The First Amendment Coalition and the San Jose Spotlight jointly filed suit earlier this month against San Jose Mayor Sam Liccardo, alleging repeated violations of government transparency laws. The lawsuit cites four separate instances since Dec. 2020 of failure to turn over requested communications on the part of both Liccardo and the city of San Jose.
In a 2017 landmark ruling prompted by similar misconduct from the same parties, the California Supreme Court held that cities withholding public officials’ private emails and texts involving public issues are in violation of the California Public Records Act (CPRA). The plaintiffs seek to ensure San Jose’s government operates in compliance with the CPRA, claiming numerous recent actions have put the city in breach of the Act.
San Jose Spotlight and the First Amendment Coalition are represented by San Francisco media law attorney Karl Olson, who was also involved in the 2017 San Jose v. California Supreme Court case.
“It’s extremely disturbing for anyone who cares about open government,” said Olson, who represents the plaintiffs, to the Mercury News. “And this is a mayor who just doesn’t seem to have gotten the message and is going out of his way to circumvent a Supreme Court decision against the city.”

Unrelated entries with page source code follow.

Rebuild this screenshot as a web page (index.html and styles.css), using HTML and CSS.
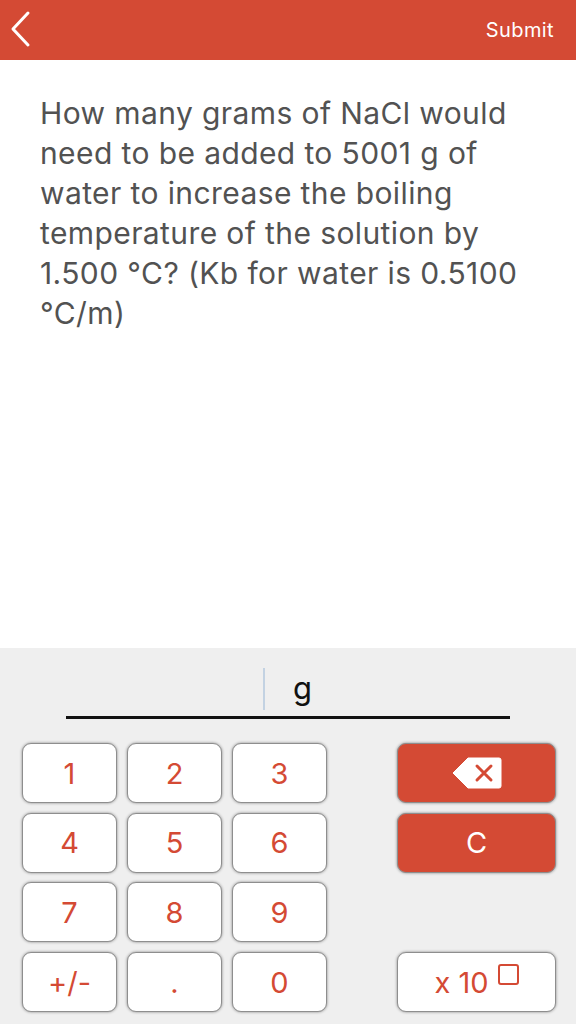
FILE: index.html
```html
<!DOCTYPE html>
<html>
<head>
<meta charset="utf-8">
<link rel="stylesheet" href="styles.css">
</head>
<body>
<div class="app">
  <header class="topbar">
    <svg class="back" width="24" height="40" viewBox="0 0 24 40">
      <polyline points="18,4 3,20 18,36" fill="none" stroke="#fff" stroke-width="3" stroke-linecap="round" stroke-linejoin="round"/>
    </svg>
    <span class="submit">Submit</span>
  </header>
  <main class="question">
    <p>How many grams of NaCl would need to be added to 5001 g of water to increase the boiling temperature of the solution by 1.500 °C? (Kb for water is 0.5100 °C/m)</p>
  </main>
  <section class="pad">
    <div class="entry">
      <span class="cursor"></span>
      <span class="unit">g</span>
    </div>
    <div class="line"></div>
    <div class="keys">
      <div class="key">1</div>
      <div class="key">2</div>
      <div class="key">3</div>
      <div class="spacer"></div>
      <div class="key red">
        <svg width="50" height="32" viewBox="0 0 50 32">
          <path d="M16 1 H47 a2 2 0 0 1 2 2 V29 a2 2 0 0 1 -2 2 H16 L1 16 Z" fill="#fff" stroke="#fff" stroke-width="1" stroke-linejoin="round"/>
          <path d="M25 9 L39 23 M39 9 L25 23" stroke="#D44A34" stroke-width="3" stroke-linecap="round"/>
        </svg>
      </div>
      <div class="key">4</div>
      <div class="key">5</div>
      <div class="key">6</div>
      <div class="spacer"></div>
      <div class="key red">C</div>
      <div class="key">7</div>
      <div class="key">8</div>
      <div class="key">9</div>
      <div class="spacer"></div>
      <div class="spacer"></div>
      <div class="key">+/-</div>
      <div class="key">.</div>
      <div class="key">0</div>
      <div class="spacer"></div>
      <div class="key exp">x 10<span class="box"></span></div>
    </div>
  </section>
</div>
</body>
</html>
```

FILE: styles.css
```css
html, body {
  margin: 0;
  padding: 0;
}
body {
  font-family: Inter, "Noto Sans", sans-serif;
  background: #fff;
}
.app {
  width: 576px;
  height: 1024px;
  display: flex;
  flex-direction: column;
  overflow: hidden;
}
.topbar {
  height: 60px;
  background: #D44A34;
  display: flex;
  align-items: center;
  justify-content: space-between;
  padding: 0 22px 0 10px;
  flex-shrink: 0;
}
.back {
  display: block;
  margin-top: -2px;
}
.submit {
  color: #fff;
  font-size: 20px;
  letter-spacing: 0.4px;
}
.question {
  flex: 1;
  padding: 0 30px 0 40px;
}
.question p {
  margin: 33px 0 0;
  font-size: 30px;
  line-height: 40px;
  color: #525252;
  letter-spacing: 0.4px;
}
.pad {
  height: 376px;
  background: #efefef;
  flex-shrink: 0;
  display: flex;
  flex-direction: column;
}
.entry {
  height: 68px;
  display: flex;
  align-items: flex-end;
  padding-left: 263px;
  box-sizing: border-box;
  padding-bottom: 6px;
}
.cursor {
  width: 2px;
  height: 42px;
  background: #c3d2e2;
}
.unit {
  margin-left: 28px;
  font-size: 31px;
  color: #111;
  line-height: 36px;
  margin-bottom: 4px;
}
.line {
  margin: 0 66px 0 66px;
  height: 3px;
  background: #111;
}
.keys {
  margin-top: 24px;
  padding-left: 22px;
  display: grid;
  grid-template-columns: 95px 95px 95px 50px 159px;
  grid-auto-rows: 60px;
  column-gap: 10px;
  row-gap: 9.7px;
}
.key {
  background: #fff;
  border-radius: 9px;
  border: 1px solid #8e8e8e;
  box-shadow: 0 0 3px rgba(0,0,0,0.45);
  box-sizing: border-box;
  display: flex;
  align-items: center;
  justify-content: center;
  color: #D44A34;
  font-size: 29px;
}
.key.red {
  background: #D44A34;
  color: #fff;
}
.key.exp {
  font-size: 29px;
}
.box {
  display: inline-block;
  width: 17px;
  height: 17px;
  border: 2px solid #D44A34;
  border-radius: 3px;
  margin-left: 9px;
  align-self: flex-start;
  margin-top: 11px;
}
```
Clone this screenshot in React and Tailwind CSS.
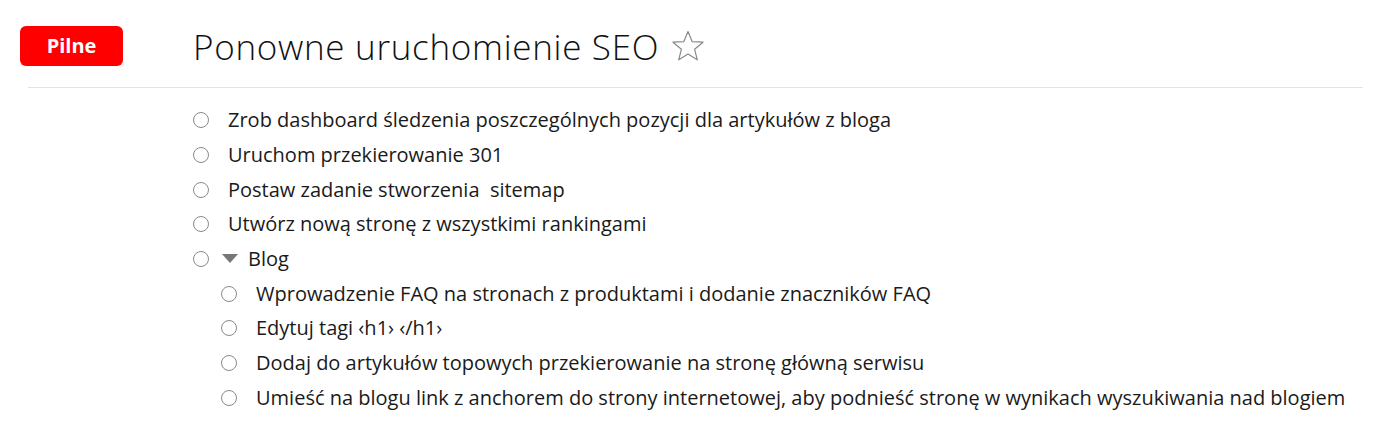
import React from 'react';

const Circle = () => (
  <span className="inline-block w-4 h-4 rounded-full border border-[#8a8a8a] bg-white shrink-0" />
);

const Star = () => (
  <svg width="34" height="32" viewBox="0 0 34 32" className="shrink-0">
    <path
      d="M17 1.5 L21.1 11.6 L32 12.2 L23.6 19.2 L26.3 29.8 L17 23.9 L7.7 29.8 L10.4 19.2 L2 12.2 L12.9 11.6 Z"
      fill="none"
      stroke="#8a8a8a"
      strokeWidth="1.2"
      strokeLinejoin="round"
    />
  </svg>
);

const Item = ({ children }) => (
  <li className="flex items-center h-[34.7px]">
    <Circle />
    <span className="ml-[19px] whitespace-pre">{children}</span>
  </li>
);

const App = () => {
  const top = [
    'Zrob dashboard śledzenia poszczególnych pozycji dla artykułów z bloga',
    'Uruchom przekierowanie 301',
    'Postaw zadanie stworzenia  sitemap',
    'Utwórz nową stronę z wszystkimi rankingami',
  ];
  const blog = [
    'Wprowadzenie FAQ na stronach z produktami i dodanie znaczników FAQ',
    'Edytuj tagi ‹h1› ‹/h1›',
    'Dodaj do artykułów topowych przekierowanie na stronę główną serwisu',
    'Umieść na blogu link z anchorem do strony internetowej, aby podnieść stronę w wynikach wyszukiwania nad blogiem',
  ];

  return (
    <div className="w-[1399px] h-[445px] bg-white text-[#1a1a1a] font-['Open_Sans',sans-serif]">
      <header className="pl-[20px] pr-[36px] pt-[26px]">
        <div className="flex items-center h-[40px]">
          <div className="w-[103px] h-[40px] rounded-[6px] bg-[#ff0000] flex items-center justify-center text-white font-bold text-[20px]">
            Pilne
          </div>
          <h1 className="ml-[70px] text-[35px] leading-none font-light tracking-[0.7px] text-[#111]">
            Ponowne uruchomienie SEO
          </h1>
          <span className="ml-[12px] mb-[1px]">
            <Star />
          </span>
        </div>
        <div className="mt-[21px] ml-[8px] border-t border-[#e3e3e3]" />
      </header>

      <ul className="pl-[193px] pt-[15px] text-[20px]">
        {top.map((t) => (
          <Item key={t}>{t}</Item>
        ))}
        <li className="flex items-center h-[34.7px]">
          <Circle />
          <svg width="18" height="12" viewBox="0 0 18 12" className="ml-[12px]">
            <path d="M1 1 L17 1 L9 10 Z" fill="#777" />
          </svg>
          <span className="ml-[9px]">Blog</span>
        </li>
        <li>
          <ul className="pl-[28px]">
            {blog.map((t) => (
              <Item key={t}>{t}</Item>
            ))}
          </ul>
        </li>
      </ul>
    </div>
  );
};

export default App;
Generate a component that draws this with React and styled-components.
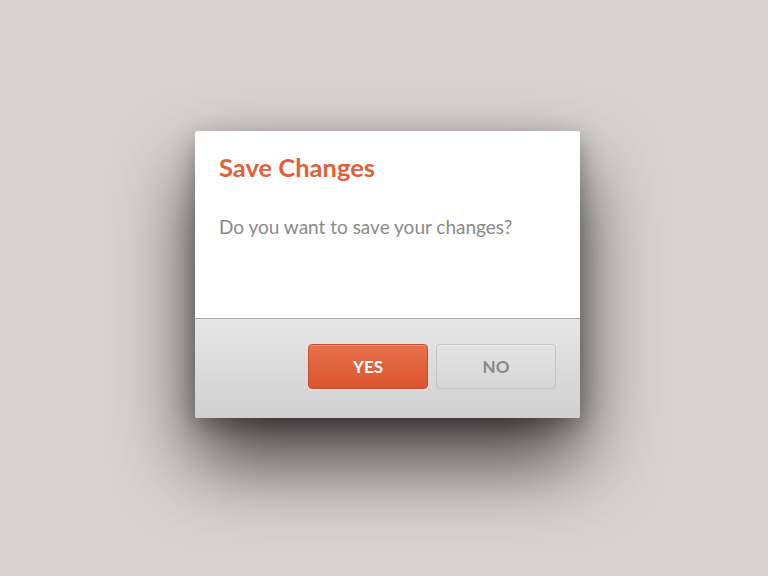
import styled, { createGlobalStyle } from "styled-components";

const GlobalStyle = createGlobalStyle`
  html, body {
    margin: 0;
    padding: 0;
    background: #d9d3d0;
  }
  body {
    font-family: Lato, "Open Sans", sans-serif;
  }
`;

const ConfirmDialog = ({ title, message, onYes, onNo }) => {
  return (
    <Dialog>
      <Content>
        <Title>{title}</Title>
        <Message>{message}</Message>
      </Content>
      <Footer>
        <Button primary onClick={onYes}>YES</Button>
        <Button onClick={onNo}>NO</Button>
      </Footer>
    </Dialog>
  );
};

const App = () => {
  return (
    <>
      <GlobalStyle />
      <Page>
        <ConfirmDialog
          title="Save Changes"
          message="Do you want to save your changes?"
        />
      </Page>
    </>
  );
};

export default App;

const Page = styled.div`
  width: 768px;
  height: 576px;
  box-sizing: border-box;
  padding: 131px 0 0 195px;
  background: #d9d3d0;
  overflow: hidden;
`;

const Dialog = styled.div`
  width: 385px;
  height: 287px;
  display: flex;
  flex-direction: column;
  border-radius: 3px;
  overflow: hidden;
  background: #fff;
  box-shadow: 0 42px 80px rgba(0, 0, 0, 0.72), 0 8px 24px rgba(0, 0, 0, 0.3);
`;

const Content = styled.div`
  height: 187px;
  box-sizing: border-box;
  padding: 20px 24px 0;
  background: #fff;
`;

const Title = styled.h2`
  margin: 0;
  font-family: Lato, sans-serif;
  font-weight: 700;
  font-size: 25.5px;
  line-height: 32px;
  color: #e0613a;
`;

const Message = styled.p`
  margin: 32px 0 0;
  font-family: Lato, sans-serif;
  font-size: 19px;
  line-height: 24px;
  color: #8a8a8a;
`;

const Footer = styled.div`
  flex: 1;
  display: flex;
  justify-content: flex-end;
  align-items: flex-start;
  gap: 8px;
  padding: 25px 24px 0;
  border-top: 1px solid #aaa9a8;
  background: linear-gradient(#e6e6e6, #d0d0d0);
`;

const Button = styled.button`
  width: 120px;
  height: 45px;
  box-sizing: border-box;
  border-radius: 4px;
  font-family: Lato, sans-serif;
  font-weight: 700;
  font-size: 17px;
  cursor: pointer;
  border: 1px solid ${(p) => (p.primary ? "#c2502c" : "#c3c3c3")};
  color: ${(p) => (p.primary ? "#fff" : "#888")};
  background: ${(p) =>
    p.primary
      ? "linear-gradient(#e6704b, #dc5530)"
      : "linear-gradient(#e4e4e4, #d6d6d6)"};
  box-shadow: ${(p) =>
    p.primary
      ? "inset 0 1px 0 rgba(255, 255, 255, 0.25), 0 1px 0 rgba(255, 255, 255, 0.35)"
      : "inset 0 1px 0 rgba(255, 255, 255, 0.5)"};
`;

One incident citied in the suit took place after the Spotlight requested the city hand over documentation of all communications between Liccardo and resident Scott Largent. The city initially responded to the request stating they didn’t have record of any relevant email exchanges between the two.
Following the city’s failure to share records, the Spotlight acquired copies of emails directly from the resident. In one email Liccardo wrote to the resident to: “delete this email from (his) government account”, followed with instructions to contact him through a personal email address.
After learning the Spotlight had obtained the private exchanges through independent methods, the city produced a heavily redacted version of the communications records. The deleted email was never released.
In another instance, the Spotlight requested three months’ worth of communications between city officials, Liccardo, and Bloom Energy executives after the energy company received a last minute exemption from San Jose’s natural gas ban in 2020.
While the city released thousands of records, including those from private email accounts, they failed to include numerous communications alluded to in other emails and city lobbying reports.
Reports from the Spotlight state it was later discovered that two of the originally-withheld emails exposed a Bloom Energy executive’s involvement in developing language that later qualified the company for exemption from the city’s natural gas ban.
The First Amendment Coalition also ran into inconsistencies in produced documents when requesting communications from the city.
“This is a large, sophisticated city that has an enormous amount of power in the Bay Area, and therefore it’s crucial that the public have the ability to see behind the curtain in a way that the Public Records Act entitles them to do,” said David Snyder, executive director of the First Amendment Coalition to the Mercury News. “[We] have real concerns that San Jose isn’t doing that to the extent that they’re required to do.”
San Jose Spotlight and the First Amendment Coalition are asking the city to search Liccardo’s private accounts and surrender any improperly withheld or redacted records, as well as ordering the city and city officials to no longer delete records less than two years old.
In addition, they are requesting a court order which bans exclusive use of private accounts by city officials regarding public matters, unless all exchanges are copied onto their government accounts. “This is about democracy, and the people of San Jose’s right to know what their government is up to,” said San José Spotlight co-founder and CEO Ramona Giwargis.